Duke of Rothesay visits Haddo to view storm damage

His Royal Highness the Duke of Rothesay visited the Haddo estate in last week, to see for himself the scale of damage from Storm Arwen.

By Dawn Renton
Wednesday, 19th January 2022, 8:49 am
Updated Wednesday, 19th January 2022, 8:50 am
The Duke of Rothesay views the damage caused by Storm Arwen for himself.
The Duke of Rothesay views the damage caused by Storm Arwen for himself.

Over the 12-hour period of Storm Arwen in late November, it is estimated that Haddo Country Park and Estate lost over 100,000 trees.

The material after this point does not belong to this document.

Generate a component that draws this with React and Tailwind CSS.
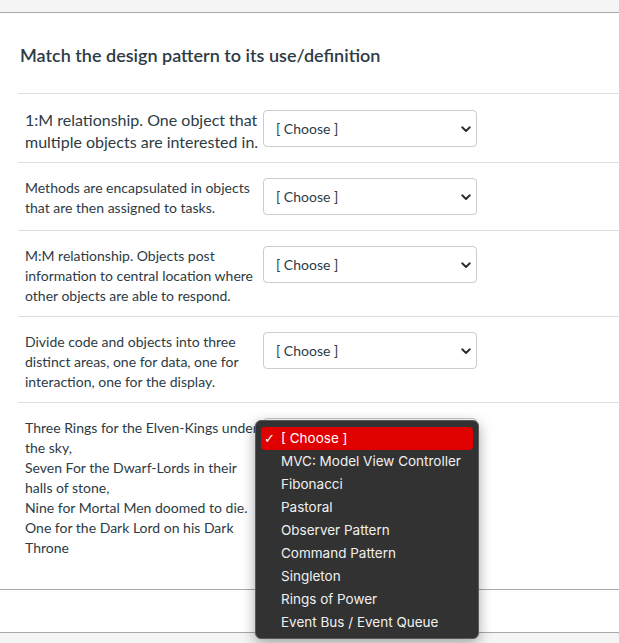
import React from "react";

const lato = { fontFamily: "Lato, 'Noto Sans', sans-serif" };

function Chevron() {
  return (
    <svg width="10" height="7" viewBox="0 0 10 7" className="absolute right-[5px] top-[15px]">
      <path d="M1.2 1.3 L5 5 L8.8 1.3" fill="none" stroke="#2d2d2d" strokeWidth="1.9" strokeLinecap="round" strokeLinejoin="round" />
    </svg>
  );
}

function FakeSelect({ big, open }) {
  return (
    <div
      className={`relative w-[214px] h-[37px] mb-[5px] shrink-0 border border-[#c7cdd1] rounded-[4px] bg-white flex items-center ${
        big ? "mt-[1px]" : ""
      }`}
    >
      {!open && <span className="pl-[12px] text-[14px] leading-[18px] text-[#2d3b45]">[ Choose ]</span>}
      <Chevron />
    </div>
  );
}

function Row({ children, big, last }) {
  return (
    <div className={`flex items-start pl-[7px] pt-[15px] pb-[10px] ${last ? "" : "border-b border-[#dcdfe1]"}`}>
      <div
        className={`w-[238px] shrink-0 text-[#2d3b45] ${big ? "text-[16px] leading-[21.5px]" : "text-[14px] leading-[20px]"}`}
      >
        {children}
      </div>
      <FakeSelect big={big} open={last} />
    </div>
  );
}

const options = [
  "[ Choose ]",
  "MVC: Model View Controller",
  "Fibonacci",
  "Pastoral",
  "Observer Pattern",
  "Command Pattern",
  "Singleton",
  "Rings of Power",
  "Event Bus / Event Queue",
];

export default function App() {
  return (
    <div className="relative w-full h-[643px] bg-white overflow-hidden" style={lato}>
      <div className="h-[13px] bg-[#f5f5f5] border-b border-[#a8a8a8]" />
      <div className="pl-[18px]">
        <h2 className="pl-[2px] pt-[29px] pb-[25px] text-[18px] leading-[26px] font-semibold text-[#2d3b45]">
          Match the design pattern to its use/definition
        </h2>
        <div className="border-t border-[#dcdfe1]">
          <Row big>1:M relationship. One object that multiple objects are interested in.</Row>
          <Row>Methods are encapsulated in objects that are then assigned to tasks.</Row>
          <Row>M:M relationship. Objects post information to central location where other objects are able to respond.</Row>
          <Row>Divide code and objects into three distinct areas, one for data, one for interaction, one for the display.</Row>
          <Row last>
            Three Rings for the Elven-Kings under the sky,
            <br />
            Seven For the Dwarf-Lords in their halls of stone,
            <br />
            Nine for Mortal Men doomed to die.
            <br />
            One for the Dark Lord on his Dark Throne
          </Row>
        </div>
      </div>
      <div className="mt-[21px] h-[44px] border-t border-b border-[#a8a8a8] bg-white" />
      <div className="h-[20px] bg-[#f5f5f5]" />

      <div
        className="absolute left-[255px] top-[420px] w-[224px] h-[219px] rounded-[6px] bg-[#323232] border border-[#5a5a5a] py-[6px] shadow-[0_4px_14px_rgba(0,0,0,0.35)]"
        style={{ fontFamily: "Inter, 'Liberation Sans', sans-serif" }}
      >
        {options.map((o, i) => (
          <div
            key={o}
            className={`mx-[5px] h-[23px] flex items-center text-[13.5px] rounded-[4px] ${
              i === 0 ? "bg-[#e00000] text-white" : "text-[#f0f0f0]"
            }`}
          >
            <span
              className="w-[12px] mr-[5px] ml-[3px] shrink-0 text-[13px] leading-none overflow-hidden"
              style={{ fontFamily: "'DejaVu Sans', sans-serif" }}
            >
              {i === 0 ? "✓" : ""}
            </span>
            <span>{o}</span>
          </div>
        ))}
      </div>
    </div>
  );
}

A recovery fund has been set up to support the restoration of the park, with people being asked to sponsor the growth of a sapling and contributing to the huge work programme needed to get the park re-open safely. The Haddo team has already raised £8,500 towards the target of £50,000. The Duke of Rothesay has advised that he will be making a private contribution towards the fund.

HRH Charles Duke of Rothesay spent time meeting with Haddo Estate teams and Landscape Services from Aberdeenshire Council who have begun the hard work planning the restoration of the country park.

He also met members of local resilience groups who stepped up to support communities and heard about how they worked alongside other agencies to look after those people most adversely affected by the loss of power, to provide hot food and drinks, places to get warm, keep in touch with the latest information and charge electrical items.

Cllr Isobel Davidson, Formartine Area Committee Chair, Aberdeenshire Council, met the Duke on the visit: “Storm Arwen was devastating to many communities across Aberdeenshire and the impact of it will be felt for many years to come. The day after the storm over 60,000 households were without power, and for thousands this loss continued for many days, in very cold wintery conditions.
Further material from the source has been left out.